Okay, it's not a choice.
This isn't a lifestyle choice.
Walk down any street, Toronto, Vancouver,
Edmonton, Calgary, or heck, rural Northern Alberta,
where I represent, and tell me that these individuals
are choosing to live intermittently homeless,
taking fentanyl to the state of ketosis,
where they're risking life and limb,
living in what they call encampments, in reality are drug
dens where laceration, rape, and physical violence are regular occurrences as they're
extorted for money so they have the right to live there under the drug cartel.
It is nuts to say that that is somehow some right that these people are choosing to enact,
that the nature of addiction compels you
into these tragic states and it restricts you like shackles and a slave
to it. There's nothing at all Canadian, nothing at all compassionate about
letting people continue down this path of losing limbs to frostbite as they seek
drugs and lose a fifth or quarter of their body weight because they're more compelled to seek fentanyl than they are to consume calories to live.
Yeah.
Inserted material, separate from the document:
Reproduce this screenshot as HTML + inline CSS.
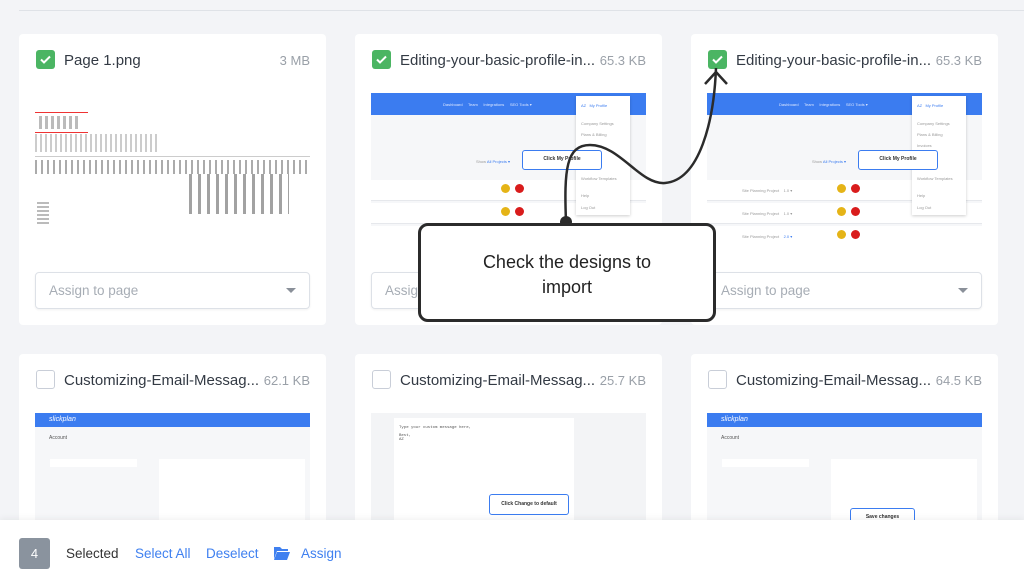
<!DOCTYPE html>
<html><head><style>
*{margin:0;padding:0;box-sizing:border-box}
body{width:1024px;height:575px;overflow:hidden;background:#f3f4f7;font-family:"Liberation Sans",sans-serif;position:relative}
.a{position:absolute}
.card{position:absolute;background:#fff;border-radius:4px;width:307px}
.cb{position:absolute;left:17px;top:16px;width:19px;height:19px;border-radius:3px}
.cb.on{background:#4bb563}
.cb.off{border:1.5px solid #c9ced8;background:#fff}
.tt{position:absolute;left:45px;top:18px;font-size:15px;color:#333a44;white-space:nowrap}
.sz{position:absolute;right:16px;top:19px;font-size:13px;color:#9aa0a8}
.dd{position:absolute;left:16px;top:238px;width:275px;height:37px;border:1px solid #dde1e7;border-radius:4px;box-shadow:0 1px 2px rgba(0,0,0,.06)}
.dd span{position:absolute;left:13px;top:10px;font-size:13.5px;color:#a7adb5}
.dd i{position:absolute;right:13px;top:15px;border-left:5px solid transparent;border-right:5px solid transparent;border-top:5px solid #8a9099}
.th{position:absolute;left:16px;top:59px;width:275px;height:153px;overflow:hidden}
.tx{position:absolute;font-size:4px;color:#999;white-space:nowrap}
.row{position:absolute;left:0;width:275px;height:21px;background:#fff;border-bottom:1px solid #e6e8ec}
.av{position:absolute;width:9px;height:9px;border-radius:50%}
</style></head><body>
<div class="a" style="left:19px;top:10px;width:1005px;height:1px;background:#dfe2e7"></div>

<div class="card" style="left:19px;top:34px;height:291px">
 <div class="cb on"><svg width="19" height="19"><path d="M5 9.5l3 3 6-6" stroke="#fff" stroke-width="2" fill="none"/></svg></div>
 <div class="tt">Page 1.png</div><div class="sz">3 MB</div>
 <div class="a" style="left:16px;top:78px;width:53px;height:1px;background:#e33"></div>
 <div class="a" style="left:16px;top:98px;width:53px;height:1px;background:#e33"></div>
 <div class="a" style="left:20px;top:82px;width:40px;height:13px;background:repeating-linear-gradient(90deg,#bbb 0 3px,#fff 3px 6px)"></div>
 <div class="a" style="left:16px;top:100px;width:122px;height:18px;background:repeating-linear-gradient(90deg,#999 0 2px,#fff 2px 5px);opacity:.5"></div>
 <div class="a" style="left:16px;top:122px;width:275px;height:1px;background:#ccc"></div>
 <div class="a" style="left:16px;top:126px;width:275px;height:14px;background:repeating-linear-gradient(90deg,#666 0 2px,#fff 2px 6px);opacity:.55"></div>
 <div class="a" style="left:170px;top:140px;width:100px;height:40px;background:repeating-linear-gradient(90deg,#444 0 3px,#fff 3px 9px);opacity:.5"></div>
 <div class="a" style="left:18px;top:168px;width:12px;height:22px;background:repeating-linear-gradient(0deg,#777 0 2px,#fff 2px 4px);opacity:.5"></div>
 <div class="dd"><span>Assign to page</span><i></i></div>
</div>

<div class="card" style="left:355px;top:34px;height:291px">
 <div class="cb on"><svg width="19" height="19"><path d="M5 9.5l3 3 6-6" stroke="#fff" stroke-width="2" fill="none"/></svg></div>
 <div class="tt">Editing-your-basic-profile-in...</div><div class="sz">65.3 KB</div>
 <div class="th" style="background:#f6f7f9">
  <div class="a" style="left:0;top:0;width:275px;height:22px;background:#3b7cf0"></div>
  <div class="tx" style="left:72px;top:9px;color:#dbe6ff">Dashboard &nbsp;&nbsp;&nbsp; Team &nbsp;&nbsp;&nbsp; Integrations &nbsp;&nbsp;&nbsp; SEO Tools ▾</div>
  <div class="row" style="top:87px"></div><div class="row" style="top:110px"></div><div class="row" style="top:133px"></div>
  <div class="av" style="left:130px;top:91px;background:#e5b417"></div><div class="av" style="left:144px;top:91px;background:#d91c1c"></div>
  <div class="av" style="left:130px;top:114px;background:#e5b417"></div><div class="av" style="left:144px;top:114px;background:#d91c1c"></div>
  <div class="a" style="left:205px;top:3px;width:54px;height:119px;background:#fff;box-shadow:0 1px 3px rgba(0,0,0,.2)"></div>
  <div class="tx" style="left:210px;top:10px;color:#3b7cf0">AZ &nbsp; My Profile</div>
  <div class="tx" style="left:210px;top:28px">Company Settings</div>
  <div class="tx" style="left:210px;top:39px">Plans &amp; Billing</div>
  <div class="tx" style="left:210px;top:83px">Workflow Templates</div>
  <div class="tx" style="left:210px;top:100px">Help</div>
  <div class="tx" style="left:210px;top:112px">Log Out</div>
  <div class="a" style="left:151px;top:57px;width:80px;height:20px;border:1.5px solid #3b7cf0;border-radius:3px;background:#fff;font-size:5px;font-weight:bold;text-align:center;line-height:17px;color:#333">Click My Profile</div>
  <div class="tx" style="left:105px;top:66px">Show <span style="color:#3b7cf0">All Projects ▾</span></div>
 </div>
 <div class="dd"><span>Assign to page</span><i></i></div>
</div>

<div class="card" style="left:691px;top:34px;height:291px">
 <div class="cb on"><svg width="19" height="19"><path d="M5 9.5l3 3 6-6" stroke="#fff" stroke-width="2" fill="none"/></svg></div>
 <div class="tt">Editing-your-basic-profile-in...</div><div class="sz">65.3 KB</div>
 <div class="th" style="background:#f6f7f9">
  <div class="a" style="left:0;top:0;width:275px;height:22px;background:#3b7cf0"></div>
  <div class="tx" style="left:72px;top:9px;color:#dbe6ff">Dashboard &nbsp;&nbsp;&nbsp; Team &nbsp;&nbsp;&nbsp; Integrations &nbsp;&nbsp;&nbsp; SEO Tools ▾</div>
  <div class="row" style="top:87px"></div><div class="row" style="top:110px"></div><div class="row" style="top:133px"></div>
  <div class="tx" style="left:35px;top:95px">Site Planning Project &nbsp;&nbsp; 1.0 ▾</div>
  <div class="tx" style="left:35px;top:118px">Site Planning Project &nbsp;&nbsp; 1.0 ▾</div>
  <div class="tx" style="left:35px;top:141px">Site Planning Project &nbsp;&nbsp; <span style="color:#3b7cf0">2.0 ▾</span></div>
  <div class="av" style="left:130px;top:91px;background:#e5b417"></div><div class="av" style="left:144px;top:91px;background:#d91c1c"></div>
  <div class="av" style="left:130px;top:114px;background:#e5b417"></div><div class="av" style="left:144px;top:114px;background:#d91c1c"></div>
  <div class="av" style="left:130px;top:137px;background:#e5b417"></div><div class="av" style="left:144px;top:137px;background:#d91c1c"></div>
  <div class="a" style="left:205px;top:3px;width:54px;height:119px;background:#fff;box-shadow:0 1px 3px rgba(0,0,0,.2)"></div>
  <div class="tx" style="left:210px;top:10px;color:#3b7cf0">AZ &nbsp; My Profile</div>
  <div class="tx" style="left:210px;top:28px">Company Settings</div>
  <div class="tx" style="left:210px;top:39px">Plans &amp; Billing</div>
  <div class="tx" style="left:210px;top:50px">Invoices</div>
  <div class="tx" style="left:210px;top:83px">Workflow Templates</div>
  <div class="tx" style="left:210px;top:100px">Help</div>
  <div class="tx" style="left:210px;top:112px">Log Out</div>
  <div class="a" style="left:151px;top:57px;width:80px;height:20px;border:1.5px solid #3b7cf0;border-radius:3px;background:#fff;font-size:5px;font-weight:bold;text-align:center;line-height:17px;color:#333">Click My Profile</div>
  <div class="tx" style="left:105px;top:66px">Show <span style="color:#3b7cf0">All Projects ▾</span></div>
 </div>
 <div class="dd"><span>Assign to page</span><i></i></div>
</div>

<div class="card" style="left:19px;top:354px;height:200px">
 <div class="cb off"></div><div class="tt">Customizing-Email-Messag...</div><div class="sz">62.1 KB</div>
 <div class="a" style="left:16px;top:59px;width:275px;height:120px;background:#f6f7f9">
  <div class="a" style="left:0;top:0;width:275px;height:14px;background:#3b7cf0"></div>
  <div class="tx" style="left:14px;top:3px;font-size:7px;color:#fff;font-style:italic">slickplan</div>
  <div class="tx" style="left:14px;top:22px;font-size:5px;color:#555">Account</div>
  <div class="a" style="left:15px;top:46px;width:87px;height:8px;background:#fff"></div>
  <div class="a" style="left:124px;top:46px;width:146px;height:70px;background:#fff"></div>
 </div>
</div>
<div class="card" style="left:355px;top:354px;height:200px">
 <div class="cb off"></div><div class="tt">Customizing-Email-Messag...</div><div class="sz">25.7 KB</div>
 <div class="a" style="left:16px;top:59px;width:275px;height:120px;background:#f3f4f6">
  <div class="a" style="left:23px;top:5px;width:180px;height:110px;background:#fff"></div>
  <div class="tx" style="left:28px;top:13px;font-family:'Liberation Mono';color:#555">Type your custom message here,<br><br>Best,<br>AZ</div>
  <div class="a" style="left:118px;top:81px;width:80px;height:21px;border:1.5px solid #3b7cf0;border-radius:3px;background:#fff;font-size:5px;font-weight:bold;text-align:center;line-height:18px;color:#333">Click Change to default</div>
 </div>
</div>
<div class="card" style="left:691px;top:354px;height:200px">
 <div class="cb off"></div><div class="tt">Customizing-Email-Messag...</div><div class="sz">64.5 KB</div>
 <div class="a" style="left:16px;top:59px;width:275px;height:120px;background:#f6f7f9">
  <div class="a" style="left:0;top:0;width:275px;height:14px;background:#3b7cf0"></div>
  <div class="tx" style="left:14px;top:3px;font-size:7px;color:#fff;font-style:italic">slickplan</div>
  <div class="tx" style="left:14px;top:22px;font-size:5px;color:#555">Account</div>
  <div class="a" style="left:15px;top:46px;width:87px;height:8px;background:#fff"></div>
  <div class="a" style="left:124px;top:46px;width:146px;height:70px;background:#fff"></div>
  <div class="a" style="left:143px;top:95px;width:65px;height:20px;border:1.5px solid #3b7cf0;border-radius:3px;background:#fff;font-size:5px;font-weight:bold;text-align:center;line-height:17px;color:#333">Save changes</div>
 </div>
</div>

<svg class="a" style="left:0;top:0" width="1024" height="575">
 <path d="M566 222 C564 170 566 145 590 145 C620 145 640 185 665 183 C700 180 714 120 716 68" stroke="#2b2b2b" stroke-width="2.5" fill="none"/>
 <path d="M705 84 L716 72 L727 84" stroke="#2b2b2b" stroke-width="2.5" fill="none"/>
 <circle cx="566" cy="222" r="6" fill="#2b2b2b"/>
</svg>
<div class="a" style="left:418px;top:223px;width:298px;height:99px;background:#fff;border:3px solid #2b2b2b;border-radius:10px;text-align:center;font-size:18px;line-height:25px;color:#222;padding-top:24px">Check the designs to<br>import</div>

<div class="a" style="left:0;top:520px;width:1024px;height:55px;background:#fff;box-shadow:0 -2px 6px rgba(0,0,0,.05)">
 <div class="a" style="left:19px;top:18px;width:31px;height:31px;background:#8a939e;border-radius:3px;color:#fff;font-size:13px;text-align:center;line-height:31px">4</div>
 <div class="a" style="left:66px;top:26px;font-size:13.5px;color:#333">Selected</div>
 <div class="a" style="left:135px;top:26px;font-size:13.5px;color:#3f80f0">Select All</div>
 <div class="a" style="left:206px;top:26px;font-size:13.5px;color:#3f80f0">Deselect</div>
 <svg class="a" style="left:274px;top:26px" width="16" height="14"><path d="M0 1h6l2 2h6v2H3L0 13z" fill="#3f80f0"/><path d="M3 6h13l-3 8H0z" fill="#3f80f0"/></svg>
 <div class="a" style="left:301px;top:26px;font-size:13.5px;color:#3f80f0">Assign</div>
</div>
</body></html>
Hey, Minister Williams, when will this program be fully up and operational?
Well, we committed, pardon me, we committed $180 million to building the first two
Compassion Prevention Centers. That's going to start here right away.
We introduce some legislation very soon to this end.
When the legislation is passed and regulations are in place, we're hoping to see the first
folks going through this program as we stand it up in 2026.
So it's going to replace PCHAD, which is the Protection of Children Abusing Drugs Act
in Alberta.
That's a mandatory treatment regime we've had for decades in Alberta for children. And it's going to be parallel to the
mental health act that we have in Alberta for those suffering from mental illness.
As every single province has a mental health act for mandatory treatment for those dealing
with mental illnesses if they're dangerous themselves or others. And it will obviously
be parallel to drug courts, which has mandatory treatment that we have in many provinces already.
Minister, we're going to have to leave it there. I've been in conversation with Dan Williams,
the Minister of Mental Health and Addiction of Alberta. I look forward to following what
I believe will be the success of this program. And I wish you, I wish you well, sir.
Happy to chat any time. Thanks for the time, Ben.